*The exercise*.
Make an exact transcription of the material, leaving out all images.
"""
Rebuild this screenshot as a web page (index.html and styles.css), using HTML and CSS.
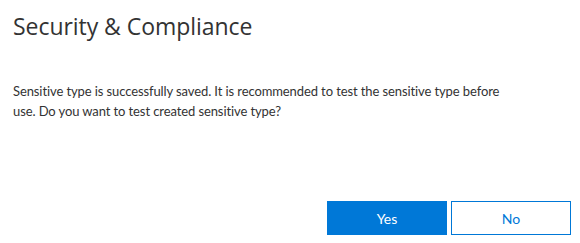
FILE: index.html
```html
<!DOCTYPE html>
<html>
<head>
<meta charset="utf-8">
<link rel="stylesheet" href="styles.css">
</head>
<body>
<div class="dialog">
  <h1 class="title">Security &amp; Compliance</h1>
  <p class="message">Sensitive type is successfully saved. It is recommended to test the sensitive type before use. Do you want to test created sensitive type?</p>
  <div class="actions">
    <button class="btn btn-primary">Yes</button>
    <button class="btn btn-secondary">No</button>
  </div>
</div>
</body>
</html>
```
FILE: styles.css
```css
html, body {
  margin: 0;
  padding: 0;
  background: #ffffff;
}
.dialog {
  width: 580px;
  height: 243px;
  box-sizing: border-box;
  padding: 11px 9px 8px 13px;
  display: flex;
  flex-direction: column;
  font-family: "Open Sans", "Noto Sans", sans-serif;
  color: #333333;
}
.title {
  margin: 0;
  font-size: 23px;
  font-weight: 400;
  line-height: 30px;
  color: #333333;
  letter-spacing: -0.05px;
}
.message {
  margin: 40px 0 0 0;
  font-family: "Lato", "Open Sans", sans-serif;
  font-size: 13px;
  letter-spacing: -0.1px;
  line-height: 20px;
  color: #333333;
  max-width: 500px;
}
.actions {
  margin-top: auto;
  display: flex;
  justify-content: flex-end;
  gap: 4px;
}
.btn {
  width: 120px;
  height: 34px;
  box-sizing: border-box;
  font-family: "Lato", "Open Sans", sans-serif;
  font-size: 14px;
  cursor: pointer;
  border-radius: 0;
}
.btn-primary {
  background: #0078d7;
  border: 1px solid #0078d7;
  color: #ffffff;
}
.btn-secondary {
  background: #ffffff;
  border: 1px solid #0078d7;
  color: #0078d7;
}
```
"""
*Worked answer*.
Rebuild this screenshot as a web page (index.html and styles.css), using HTML and CSS.
FILE: index.html
```html
<!DOCTYPE html>
<html>
<head>
<meta charset="utf-8">
<link rel="stylesheet" href="styles.css">
</head>
<body>
<div class="dialog">
  <h1 class="title">Security &amp; Compliance</h1>
  <p class="message">Sensitive type is successfully saved. It is recommended to test the sensitive type before use. Do you want to test created sensitive type?</p>
  <div class="actions">
    <button class="btn btn-primary">Yes</button>
    <button class="btn btn-secondary">No</button>
  </div>
</div>
</body>
</html>
```
FILE: styles.css
```css
html, body {
  margin: 0;
  padding: 0;
  background: #ffffff;
}
.dialog {
  width: 580px;
  height: 243px;
  box-sizing: border-box;
  padding: 11px 9px 8px 13px;
  display: flex;
  flex-direction: column;
  font-family: "Open Sans", "Noto Sans", sans-serif;
  color: #333333;
}
.title {
  margin: 0;
  font-size: 23px;
  font-weight: 400;
  line-height: 30px;
  color: #333333;
  letter-spacing: -0.05px;
}
.message {
  margin: 40px 0 0 0;
  font-family: "Lato", "Open Sans", sans-serif;
  font-size: 13px;
  letter-spacing: -0.1px;
  line-height: 20px;
  color: #333333;
  max-width: 500px;
}
.actions {
  margin-top: auto;
  display: flex;
  justify-content: flex-end;
  gap: 4px;
}
.btn {
  width: 120px;
  height: 34px;
  box-sizing: border-box;
  font-family: "Lato", "Open Sans", sans-serif;
  font-size: 14px;
  cursor: pointer;
  border-radius: 0;
}
.btn-primary {
  background: #0078d7;
  border: 1px solid #0078d7;
  color: #ffffff;
}
.btn-secondary {
  background: #ffffff;
  border: 1px solid #0078d7;
  color: #0078d7;
}
```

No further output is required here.